Synthesis and thermal evolution of hydrotalcite-type compounds containing noble metals

M/Mg/Al hydrotalcite-type (HT) anionic clays [or layered double hydroxides (LDHs)] (M2+/M3+ atomic ratio≈2.5; M=Rh3+, Ir3+, Ru3+, Pd2+ and Pt2+) with the amount of M ranging from 0.04% to 5.0% (as atomic ratio) were successfully prepared by co-precipitation in an aqueous solution at pH 10.0, although for the Pt-containing sample about a 20% loss of the noble metal ions occurred. Key factors in the synthesis were the ionic radius and preferential coordination, the latter playing a more important role. Calcination of the HT precursors at 923 K gave rise mainly to cubic mixed oxides, with significant increases in surface area. As a function of their nature and amount, the noble metal ions were also detected as segregated oxide or metal side-phases, with the following scale of stability: Rh>Ir>Ru>Pd>Pt. This segregation was only partial, as evidenced by both quantitative XRD analysis and the crystallographic parameters of the mixed oxides.
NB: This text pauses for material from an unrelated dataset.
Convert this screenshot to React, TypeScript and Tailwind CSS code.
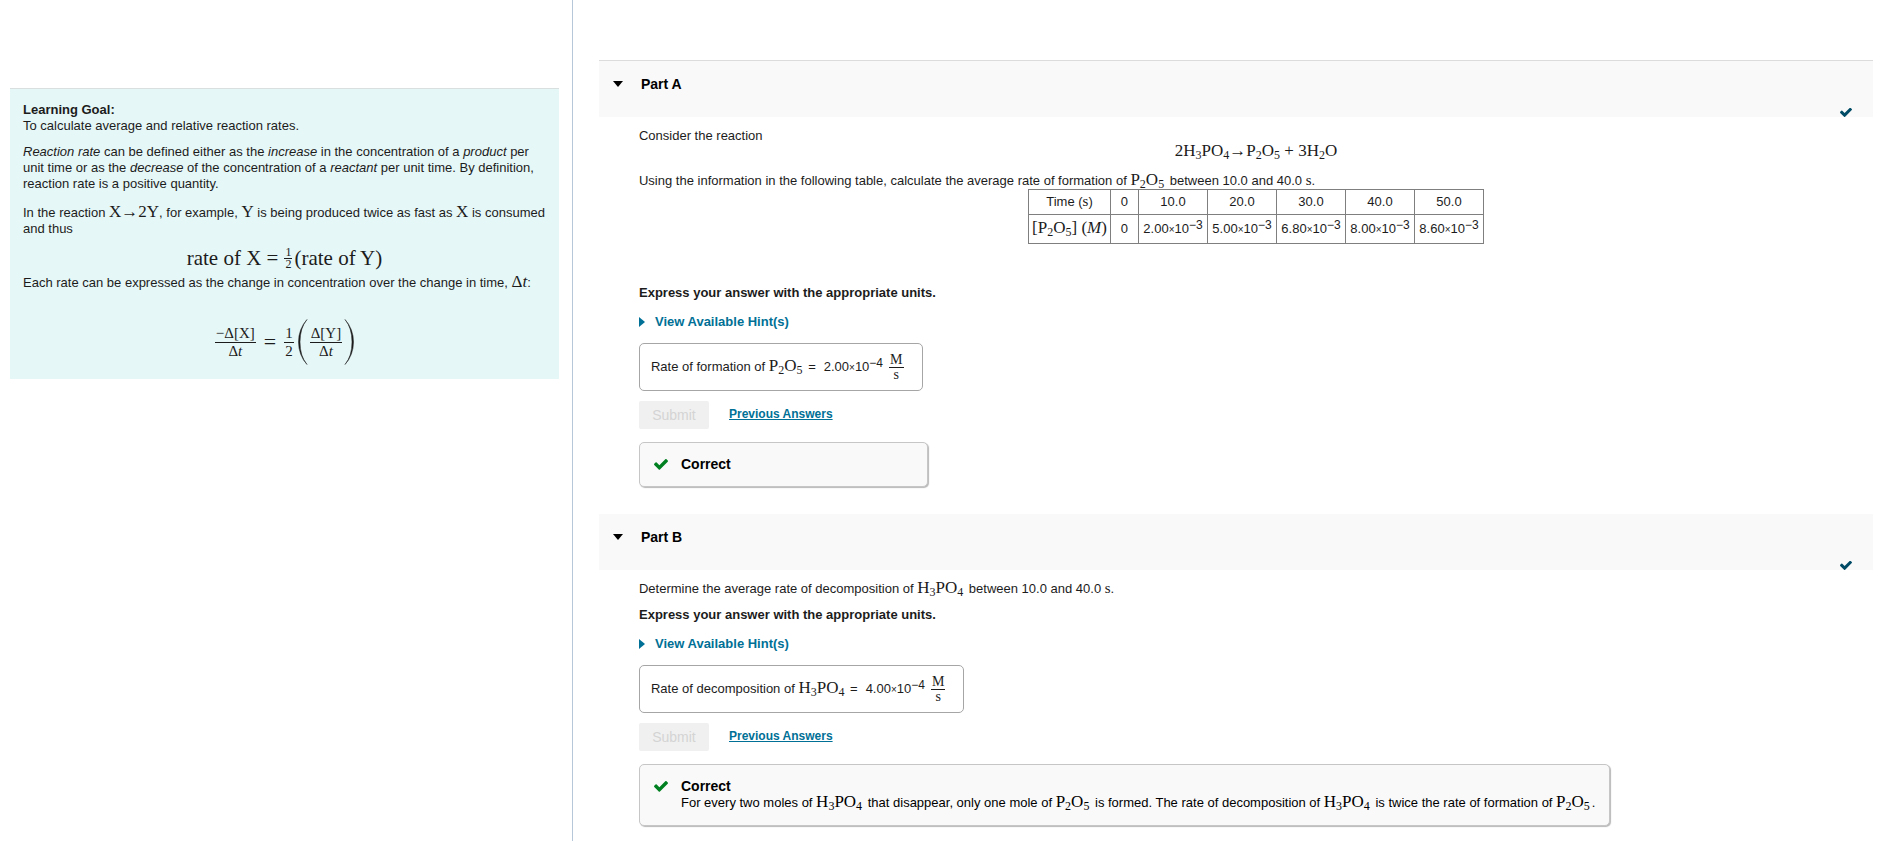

Calcination of the HT precursors at 1173 K formed mainly MgO- and spinel-type phases, with significant increases in the amount of segregated oxide or metal side-phases and decreases in surface area, which, however, were always higher than 45 m2/g. On the basis of the crystallographic parameters, it was concluded that the not segregated noble metal ions were always present inside the spinel-type phases. The scale of stability inside these phases was the same already observed for the samples obtained at 923 K and may be related to the oxidation state and the preferential structure of the noble metal ions.